One place where Paul did meet with believers was at the town of Antioch in Syria. Antioch was about halfway between his hometown of Tarsus and Jerusalem. It was here in Antioch, about 50 AD, that questions were raised: “What should we advise all these Gentiles who have now embraced Christ?” “If they are now Jews, should they be circumcised?” It was Paul’s strong conviction that the answer was NO, based on what had been revealed to him. This resulted in strong disagreements at Antioch between supporters of Paul, and those Jewish believers (called Judaizers) who said Yes.


To resolve this issue the Antioch believers decided to ask for the opinion of the Orthodox Jewish Apostles in Jerusalem. They were considered the total authority on all matters concerning Jesus of Nazareth. Paul and Barnabas were among those who went from Antioch about 50 AD to meet with the Apostles in Jerusalem. In the meeting, the Apostle Peter recounted the first occurrence of Gentiles turning to Christ.
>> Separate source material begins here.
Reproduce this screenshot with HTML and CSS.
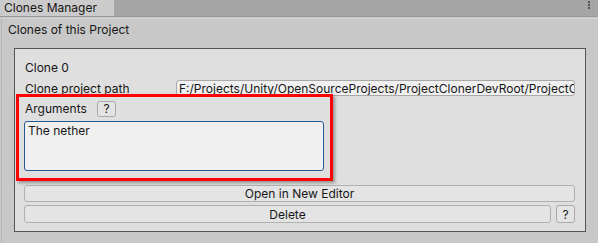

Paul then described how that many Gentiles were responding to the Good News and were receiving the evidence of the indwelling Spirit of G_D. The Apostle James referred to the Tanakh’s mention of Gentile conversion.

Then the Apostle James issued his conclusion that: NO, the Gentile believers should not be required to have circumcision or to keep all the Law. Instead, the Apostles recommended that Gentile believers should simply avoid idols, fornication, strangulated meat and blood. This decision by the Jerusalem Apostles about 50 AD began the separation of the Christ followers from Orthodox Judaism.


It would still be many years before the separation was complete in the regions far from Jerusalem. Paul and Barnabas had begun their extensive missionary journeys in Turkey just before the Jerusalem Council.  Their practice when entering any town was to first visit the synagogue and ask for a hearing. Many Jews and Gentiles accepted what they had to say. However, Paul was often driven from town by a larger group of Orthodox Jews who did not accept the Message of Christ. Over time the separation became complete. And it was at Antioch that the Jewish and Gentile believers in Christ were first called “Christ’s Ones,” “Christians.” And in the Apostle Paul’s letters about 60 AD, he clarified for all time that a new entity was now in existence. It was called the “Body of Christ,” or, “Christian believers”, consisting of both Jews and Gentiles.


For many years after Pentecost 33 AD, the apostolic leadership and the majority of the Christ followers were Orthodox Jews. As noted, these Apostles had no idea of what the Lord was planning when He had asked them to remain at Jerusalem until Pentecost. They had no plan of their own for the future. No organizational model. They were simply ordinary men who were energized and directed in their decisions by the indwelling Spirit of the living G-D. Because they had no preplanned agenda, G-D was able to create this new and eternal group of Christ followers.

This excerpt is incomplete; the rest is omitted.